House of Suns by Alastair Reynolds

Reviewed: 2014-03-13, 00:41, My Rating: 4.5 out of 5, review contains spoilers: No

House of Suns

Having not quite exhausted the Iain M Banks canon, I'd been looking for a new author to try, and found myself wandering round Foyles main bookshop in London, which has a decent-sized SF section. Maybe I'm a snob, but I was looking for something that wasn't obviously number 4 in a 6-book series. Something standalone.

In the end, it was Bernard Cornwell's endorsement on the front cover that swung it for me, and I dived in.

The book is told from 3 points of view - Abigail Gentian, and two of her shatterlings, Purslane and Campion, and it meandered for quite a few chapters, before I got it straight in my head the alternation between Purslane and Campion, and who was who. They seemed interchangeable for a while, as they were companions simply alternating the narrative of the same events, and their voices aren't all that different. Furthermore, having been told they were clones, I jumped to the incorrect conclusion that they were both the same gender, and nothing in the voice of either actually put me straight. I had to mentally rewind a couple of chapters, and practically write it down so I wouldn't forget which was which. I could tell that seeds were being sown in these early chapters, but not much clue as to a destination.

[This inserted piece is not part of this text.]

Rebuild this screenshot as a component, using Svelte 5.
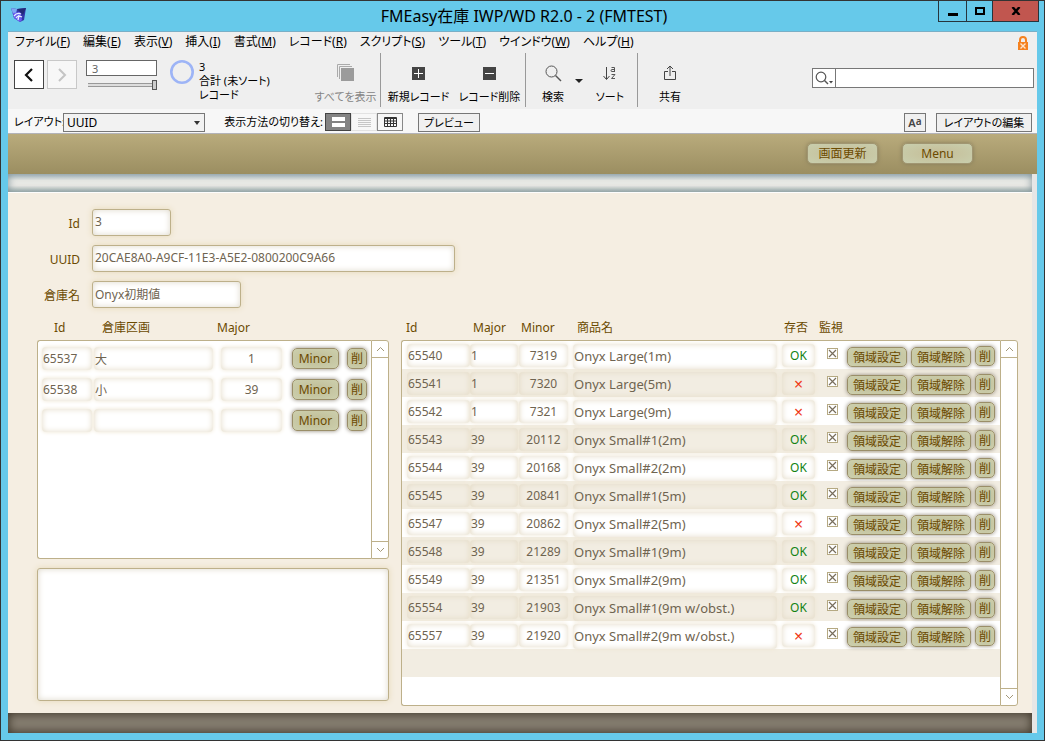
<script>
  const menus = [
    ['ファイル', 'F'], ['編集', 'E'], ['表示', 'V'], ['挿入', 'I'], ['書式', 'M'],
    ['レコード', 'R'], ['スクリプト', 'S'], ['ツール', 'T'], ['ウインドウ', 'W'], ['ヘルプ', 'H']
  ];
  const areas = [
    { id: '65537', name: '大', major: '1' },
    { id: '65538', name: '小', major: '39' },
    { id: '', name: '', major: '' }
  ];
  const items = [
    ['65540', '1', '7319', 'Onyx Large(1m)', true],
    ['65541', '1', '7320', 'Onyx Large(5m)', false],
    ['65542', '1', '7321', 'Onyx Large(9m)', false],
    ['65543', '39', '20112', 'Onyx Small#1(2m)', true],
    ['65544', '39', '20168', 'Onyx Small#2(2m)', true],
    ['65545', '39', '20841', 'Onyx Small#1(5m)', true],
    ['65547', '39', '20862', 'Onyx Small#2(5m)', false],
    ['65548', '39', '21289', 'Onyx Small#1(9m)', true],
    ['65549', '39', '21351', 'Onyx Small#2(9m)', true],
    ['65554', '39', '21903', 'Onyx Small#1(9m w/obst.)', true],
    ['65557', '39', '21920', 'Onyx Small#2(9m w/obst.)', false]
  ];
</script>

{#snippet scrollbar()}
  <div class="scroll">
    <button aria-label="上へ"><svg width="9" height="6" viewBox="0 0 9 6"><path d="M1 5 4.500 1.500 8 5" fill="none" stroke="#a39878" /></svg></button>
    <span></span>
    <button aria-label="下へ"><svg width="9" height="6" viewBox="0 0 9 6"><path d="M1 1 4.500 4.500 8 1" fill="none" stroke="#a39878" /></svg></button>
  </div>
{/snippet}

<div class="window">
  <header class="title">
    <svg class="logo" width="16" height="16" viewBox="0 0 16 16">
      <path d="M0 1 6 2 15 1 13 13 9 15 3 11Z" fill="#3337a8" />
      <path d="M0 1 6 2 5 7 2 7Z" fill="#7fa8f5" />
      <path d="M6 2 15 1 12 8Z" fill="#232a78" />
      <path d="M2 6 9 5 11 13 9 15 3 11Z" fill="#6a5cf0" />
      <path d="M3 9Q6 5 10 7M5 11Q7 8 11 10M8 8 7 13" fill="none" stroke="#e4f0ff" stroke-width="1.300" />
    </svg>
    <h1>FMEasy在庫 IWP/WD R2.0 - 2 (FMTEST)</h1>
    <div class="controls">
      <button class="min" aria-label="最小化"><svg width="10" height="10" viewBox="0 0 10 10"><path d="M0 7H10V10H0Z" /></svg></button>
      <button class="max" aria-label="最大化"><svg width="10" height="8" viewBox="0 0 10 8"><path d="M1 1H9V7H1Z" fill="none" stroke="#000" stroke-width="2" /></svg></button>
      <button class="close" aria-label="閉じる"><svg width="10" height="8" viewBox="0 0 10 8"><path d="M1.500 0 8.500 8M8.500 0 1.500 8" stroke="#000" stroke-width="2.400" /></svg></button>
    </div>
  </header>

  <div class="client">
    <nav class="menu">
      {#each menus as [name, key]}
        <button>{name}(<u>{key}</u>)</button>
      {/each}
      <svg class="lock" width="10" height="14" viewBox="0 0 10 14">
        <path d="M2 7V4Q2 1 5 1Q8 1 8 4V7" fill="none" stroke="#f58220" stroke-width="2" />
        <path d="M0 6H10V14H0Z" fill="#f58220" />
        <path d="M2.500 7.500 7.500 12.500M7.500 7.500 2.500 12.500" stroke="#fde5cd" stroke-width="1.400" />
      </svg>
    </nav>

    <div class="toolbar">
      <button class="nav" aria-label="前のレコード"><svg width="10" height="14" viewBox="0 0 10 14"><path d="M8 1 2 7 8 13" fill="none" stroke="#111" stroke-width="2.200" /></svg></button>
      <button class="nav off" aria-label="次のレコード" disabled><svg width="10" height="14" viewBox="0 0 10 14"><path d="M2 1 8 7 2 13" fill="none" stroke="#c4c4c4" stroke-width="2" /></svg></button>
      <div class="record">
        <input class="number" aria-label="レコード番号" value="3" />
        <input class="slider" type="range" aria-label="レコード位置" min="1" max="3" value="3" />
      </div>
      <svg class="ring" width="24" height="26" viewBox="0 0 24 26"><circle cx="12" cy="13" r="10.700" fill="none" stroke="#9db4f6" stroke-width="2.600" /></svg>
      <p class="count">3<br />合計 (未ソート)<br />レコード</p>
      <button class="tool all" disabled>
        <svg width="17" height="18" viewBox="0 0 17 18"><path d="M.5 13V.5H13M2.500 15V2.500H15" fill="none" stroke="#aaa" /><path d="M4 4H17V17H4Z" fill="#9b9b9b" /></svg>
        すべてを表示
      </button>
      <i class="sep"></i>
      <button class="tool wide">
        <svg width="13" height="18" viewBox="0 0 13 18"><path d="M0 3H13V16H0Z" fill="#444" /><path d="M2 9.500H11M6.500 5V14" stroke="#fff" /></svg>
        新規レコード
      </button>
      <button class="tool wide">
        <svg width="13" height="18" viewBox="0 0 13 18"><path d="M0 3H13V16H0Z" fill="#444" /><path d="M2 9.500H11" stroke="#fff" /></svg>
        レコード削除
      </button>
      <i class="sep"></i>
      <button class="tool find">
        <svg width="17" height="18" viewBox="0 0 17 18"><circle cx="6.500" cy="7.500" r="5.500" fill="none" stroke="#555" /><path d="M10.500 11.500 16 17" stroke="#555" stroke-width="1.400" /></svg>
        検索
      </button>
      <svg class="drop" width="8" height="4" viewBox="0 0 8 4"><path d="M0 0H8L4 4Z" fill="#222" /></svg>
      <button class="tool sort">
        <svg width="14" height="18" viewBox="0 0 14 18"><path d="M3.500 3V15M.5 12 3.500 15.500 6.500 12" fill="none" stroke="#444" /><path d="M8.500 3.500H11.500V8M11.500 5.500H9Q8 5.500 8 6.700Q8 7.500 9 7.500H11.500M8.500 10.500H12L8.500 14.500H12" fill="none" stroke="#555" /></svg>
        ソート
      </button>
      <i class="sep"></i>
      <button class="tool share">
        <svg width="12" height="18" viewBox="0 0 12 18"><path d="M4 7.500H.5V15.500H11.500V7.500H8M6 12V2M3 5 6 2 9 5" fill="none" stroke="#444" /></svg>
        共有
      </button>
      <div class="search">
        <button aria-label="検索オプション"><svg width="18" height="14" viewBox="0 0 18 14"><circle cx="6" cy="6" r="4.800" fill="none" stroke="#555" stroke-width="1.200" /><path d="M9.500 9.500 13 13" stroke="#555" stroke-width="1.400" /><path d="M14 10H18L16 12.500Z" fill="#444" /></svg></button>
        <input type="search" aria-label="クイック検索" />
      </div>
    </div>

    <div class="layoutbar">
      <label for="layout">レイアウト:</label>
      <div class="select">
        <select id="layout"><option>UUID</option></select>
      </div>
      <span class="switch">表示方法の切り替え:</span>
      <div class="views">
        <button class="on" aria-label="フォーム形式"><svg width="13" height="10" viewBox="0 0 13 10"><path d="M0 0H13V4H0ZM0 6H13V10H0Z" fill="#fff" /></svg></button>
        <button class="dim" aria-label="リスト形式"><svg width="13" height="9" viewBox="0 0 13 9"><path d="M0 .5H13M0 2.500H13M0 4.500H13M0 6.500H13M0 8.500H13" stroke="#c6c6c6" /></svg></button>
        <button aria-label="表形式"><svg width="13" height="10" viewBox="0 0 13 10"><path d="M.5 .5H12.500V9.500H.5ZM.5 1.500H12.500M.5 4H12.500M.5 6.500H12.500M3.500 1V9M6.500 1V9M9.500 1V9" fill="none" stroke="#333" /></svg></button>
      </div>
      <button class="plain preview">プレビュー</button>
      <button class="plain format">A<sup>a</sup></button>
      <button class="plain edit">レイアウトの編集</button>
    </div>

    <div class="banner">
      <button class="glow">画面更新</button>
      <button class="glow">Menu</button>
    </div>

    <div class="page">
      <div class="glass"></div>
      <main>
        <form class="fields">
          <label for="fid">Id</label><input id="fid" class="w-id" value="3" />
          <label for="fuuid">UUID</label><input id="fuuid" class="w-uuid" value="20CAE8A0-A9CF-11E3-A5E2-0800200C9A66" />
          <label for="fname">倉庫名</label><input id="fname" class="w-name" value="Onyx初期値" />
        </form>
        <div class="columns">
          <div class="left">
            <div class="portal areas">
              <table>
                <thead><tr><th>Id</th><th>倉庫区画</th><th>Major</th></tr></thead>
                <tbody>
                  {#each areas as area}
                    <tr>
                      <td><input aria-label="Id" value={area.id} /></td>
                      <td><input aria-label="倉庫区画" value={area.name} /></td>
                      <td><input class="mid" aria-label="Major" value={area.major} /></td>
                      <td><button class="small">Minor</button></td>
                      <td><button class="small">削</button></td>
                    </tr>
                  {/each}
                </tbody>
              </table>
              {@render scrollbar()}
            </div>
            <textarea aria-label="メモ"></textarea>
          </div>
          <div class="portal items">
            <table>
              <thead><tr><th>Id</th><th>Major</th><th>Minor</th><th>商品名</th><th>存否</th><th>監視</th></tr></thead>
              <tbody>
                {#each items as [id, major, minor, name, ok]}
                  <tr>
                    <td><input aria-label="Id" value={id} /></td>
                    <td><input aria-label="Major" value={major} /></td>
                    <td><input class="mid" aria-label="Minor" value={minor} /></td>
                    <td><input class="product" aria-label="商品名" value={name} /></td>
                    <td><input class="mid" class:yes={ok} class:no={!ok} aria-label="存否" value={ok ? 'OK' : '×'} /></td>
                    <td><input type="checkbox" aria-label="監視" checked /></td>
                    <td><button class="small">領域設定</button></td>
                    <td><button class="small">領域解除</button></td>
                    <td><button class="small">削</button></td>
                  </tr>
                {/each}
                <tr></tr>
                <tr></tr>
              </tbody>
            </table>
            {@render scrollbar()}
          </div>
        </div>
      </main>
      <footer></footer>
    </div>
  </div>
</div>

<style>
  :global(body) { margin: 0; }
  .window, .window * { box-sizing: border-box; }
  .window {
    display: flex;
    flex-direction: column;
    min-height: 100vh;
    border: 1px solid #333;
    padding: 0 7px 7px;
    background: #66c9ea;
    font: 12px/16px "Noto Sans", "Noto Sans CJK JP", sans-serif;
    color: #000;
  }
  button, input, select, textarea { font: inherit; color: inherit; margin: 0; }
  button { padding: 0; border: 0; background: none; white-space: nowrap; }
  svg { display: block; }

  .title { display: flex; align-items: flex-start; height: 30px; }
  .logo { margin: 6px 0 0 3px; }
  h1 { flex: 1; margin: 4px 0 0 83px; font-size: 16px; line-height: 22px; font-weight: 400; text-align: center; }
  .controls { display: flex; margin-right: -2px; height: 21px; }
  .controls button { display: grid; place-items: center; border: 1px solid #26343c; border-top: 0; border-right: 0; }
  .min { width: 28px; }
  .max { width: 26px; }
  .controls .close { width: 47px; background: #c1564f; border-right: 1px solid #26343c; }

  .client { flex: 1; display: flex; flex-direction: column; background: #efefef; }
  .menu, .toolbar, .layoutbar { font-feature-settings: "palt"; }
  .menu { display: flex; align-items: center; gap: 13px; height: 20px; padding: 0 9px 0 7px; border-top: 1px solid #79afc6; }
  .lock { margin: 2px 0 0 auto; }

  .toolbar { display: flex; align-items: flex-start; height: 58px; padding: 2px 3px 0 6px; font-size: 11px; }
  .nav { display: grid; place-items: center; width: 30px; height: 29px; margin: 7px 3px 0 0; border: 1px solid #444; background: #fff; }
  .nav.off { border-color: #c8c8c8; background: #f7f7f7; }
  .record { display: flex; flex-direction: column; width: 71px; margin: 7px 13px 0 6px; gap: 4px; }
  .number { width: 100%; height: 16px; padding: 0 5px; border: 1px solid #666; background: #fff; color: #666; line-height: 14px; }
  .slider { appearance: none; width: 69px; height: 10px; margin-left: 2px; background: linear-gradient(#999, #999) 0 3px / 100% 1px no-repeat, linear-gradient(#999, #999) 0 6px / 100% 1px no-repeat, linear-gradient(#ddd, #ddd) 0 4px / 100% 2px no-repeat; }
  .slider::-webkit-slider-thumb { appearance: none; width: 5px; height: 10px; background: #ccc; border: 1px solid #555; }
  .ring { margin-top: 6px; }
  .count { width: 112px; margin: 7px 0 0 5px; line-height: 14px; }
  .tool { display: flex; flex-direction: column; align-items: center; gap: 7px; margin-top: 11px; line-height: 16px; }
  .all { width: 69px; color: #858585; }
  .wide { width: 71px; }
  .find { width: 50px; }
  .sort { width: 54px; }
  .share { width: 60px; }
  .drop { margin: 26px 0 0 -3px; }
  .sep { width: 1px; height: 54px; margin-right: 2px; background: #999; }
  .search { display: flex; width: 222px; height: 20px; margin: 15px 0 0 auto; border: 1px solid #777; background: #fff; }
  .search button { width: 23px; padding-left: 2px; border-right: 1px solid #777; }
  .search input { flex: 1; min-width: 0; border: 0; padding: 0 4px; background: none; }

  .layoutbar { display: flex; align-items: flex-start; height: 25px; padding: 4px 5px 0 6px; background: #f7f7f7; border-bottom: 1px solid #b3b3b8; font-size: 11px; line-height: 18px; }
  .layoutbar label { width: 49px; white-space: nowrap; }
  .select { position: relative; width: 142px; }
  .select::after { content: ""; position: absolute; right: 5px; top: 8px; border: 3px solid transparent; border-top: 4px solid #333; border-bottom: 0; }
  select { appearance: none; width: 100%; height: 19px; padding: 0 3px; border: 1px solid #777; border-radius: 0; background: #f2f2f2; font-size: 12px; line-height: 17px; }
  .switch { width: 106px; margin-left: 14px; text-align: right; padding-right: 2px; white-space: nowrap; }
  .views { display: flex; margin: 0 15px 0 0; }
  .views button { display: grid; place-items: center; width: 26px; height: 18px; border: 1px solid #888; }
  .views .on { background: #838383; border-color: #444; }
  .views .dim { border-color: #e2e2e2; }
  .plain { height: 19px; border: 1px solid #777; background: #f0f0f0; line-height: 17px; }
  .preview { width: 62px; }
  .format { width: 22px; margin-left: auto; margin-right: 10px; font-weight: 600; line-height: 12px; color: #444; }
  .format sup { font-size: 10px; line-height: 8px; vertical-align: 2px; }
  .edit { width: 96px; }

  .banner { display: flex; justify-content: flex-end; gap: 24px; height: 40px; padding: 9px 64px 0 0; background: linear-gradient(#b9ab7c, #9b8e61); }
  .glow { width: 71px; height: 21px; border: 1px solid #a09672; border-radius: 5px; background: radial-gradient(ellipse, #c6c09b 20%, #c9cfae 100%); box-shadow: 0 0 4px #857b5a; color: #6b4a00; line-height: 18px; }

  .page { flex: 1; display: flex; flex-direction: column; padding-right: 5px; background: #e6e6e6; }
  .glass { height: 19px; border-bottom: 1px solid #fdfdfd; background: linear-gradient(#b4c3c9, #e9eae6 35%, #ebeae6 65%, #aab9b6); box-shadow: inset 0 0 9px #809399; }
  main { flex: 1; padding: 16px 14px 7px 29px; background: #f5eee2; color: #6b4a00; }
  footer { height: 20px; background: #857d70; box-shadow: inset 0 0 10px 1px #40382c; }

  .fields { display: grid; grid-template-columns: 43px 1fr; column-gap: 12px; row-gap: 9px; }
  .fields label { padding-top: 7px; line-height: 16px; text-align: right; white-space: nowrap; }
  .fields input, textarea { border: 1px solid #bdb08a; border-radius: 3px; background: #fff; box-shadow: 0 0 6px #e6d9b8, inset 0 0 6px #ded8c9; color: #6f6450; }
  .fields input { height: 28px; padding: 0 2px 2px; }
  .fields input, .fields label { height: 27px; }
  .w-id { width: 79px; }
  .w-uuid { width: 363px; }
  .w-name { width: 149px; }

  .columns { display: flex; align-items: flex-start; gap: 12px; margin-top: 12px; }
  .left { width: 352px; display: flex; flex-direction: column; gap: 9px; }
  textarea { display: block; width: 100%; height: 133px; resize: none; padding: 4px; }

  .portal { display: grid; grid-template-columns: 1fr 18px; }
  .items { flex: 1; min-width: 0; }
  table, thead, tbody { display: block; min-width: 0; }
  tr { display: grid; }
  th, td { display: block; padding: 0; min-width: 0; }
  th { font-weight: 400; text-align: left; line-height: 16px; white-space: nowrap; }
  thead tr { height: 20px; }
  tbody { border: 1px solid #bdb08a; border-right: 0; border-radius: 3px 0 0 3px; background: #fff; overflow: hidden; }
  .areas tbody { height: 219px; padding-top: 4px; }
  .items tbody { height: 366px; }
  .areas thead tr { grid-template-columns: 48px 115px 1fr; padding-left: 17px; }
  .areas tbody tr { grid-template-columns: 50px 113px 63px 47px 20px; column-gap: 8px; height: 31px; padding: 2px 0 0 4px; }
  .areas td:nth-child(2) { margin-left: -6px; }
  .areas td:nth-child(3) { margin-right: 2px; }
  .items thead tr { grid-template-columns: 67px 48px 56px 1fr 35px 181px; padding-left: 5px; }
  .items tbody tr { grid-template-columns: 63px 48px 51px 1fr 33px 32px 64px 64px 20px; height: 28px; padding: 3px 5px 0; }
  .items tbody tr:nth-child(even) { background: #f2ede2; }
  .items td:nth-child(3) { padding: 0 1px; }
  .items td:nth-child(4) { padding: 0 5px 0 4px; }
  .items td:nth-child(6) { padding: 4px 0 0 12px; }
  .items td:nth-child(7), .items td:nth-child(8) { padding: 3px 4px 0 0; }
  .items td:nth-child(9) { padding-top: 2px; }
  td input:not([type="checkbox"]) { display: block; width: 100%; height: 23px; padding: 0 1px; border: 0; border-radius: 4px; background: transparent; box-shadow: 0 0 4px #efe6d3, inset 0 0 6px #e3dac6; color: #6f6450; }
  td input.product:not([type="checkbox"]) { height: 25px; padding-bottom: 2px; font-size: 13px; }
  td input.mid { text-align: center; }
  td input.yes:not([type="checkbox"]) { color: #128212; }
  td input.no:not([type="checkbox"]) { color: #f03a17; font-size: 16px; }
  td input[type="checkbox"] { appearance: none; display: block; width: 11px; height: 11px; border: 1px solid #b5a982; background: #fff; }
  td input[type="checkbox"]:checked { background: url("data:image/svg+xml,%3Csvg xmlns='http://www.w3.org/2000/svg' viewBox='0 0 9 9'%3E%3Cpath d='M1 1 8 8M8 1 1 8' stroke='%23776d5c' stroke-width='1.2'/%3E%3C/svg%3E") #fff; }
  .small { display: block; width: 100%; height: 20px; border: 1px solid #9a8e68; border-radius: 5px; background: radial-gradient(ellipse, #c3c29d 30%, #cdd0ae 100%); box-shadow: 0 0 4px #8d8575; color: #6b4a00; line-height: 17px; }
  .areas .small { height: 21px; margin-top: 1px; line-height: 18px; }
  .scroll { display: flex; flex-direction: column; margin-top: 20px; border: 1px solid #bdb08a; border-radius: 0 3px 3px 0; background: #fff; }
  .scroll span { flex: 1; border: solid #bdb08a; border-width: 1px 0; }
  .scroll button { display: grid; place-items: center; height: 16px; }
</style>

Finally, though, the action kicked off, and the novel really came alive. More details about the shatterlings emerged, through a link-up with a larger group of shatterlings, and I found myself gently reminded of Roger Zelazny's cast of Amber , or Philip Jose Farmer's Gates of Creation crew, both long-time favourites.

Reynolds then sets the shatterlings into conflict, so that the tensions between them all emerge, and true to the spirit of Amber, there are hidden traitors, though not so fully drawn with only a single novel to play with, and a murder. Reynolds doesn't have many shatterlings to play with, but he has no compunction about winnowing them down further.

There then follows a satisfying collection of space battles, unmaskings, one-on-one tussles, misdirections, secret societies and whatnot, and Reynolds is clearly in his element like a magician on stage, revealing each twist with a grin and a flourish.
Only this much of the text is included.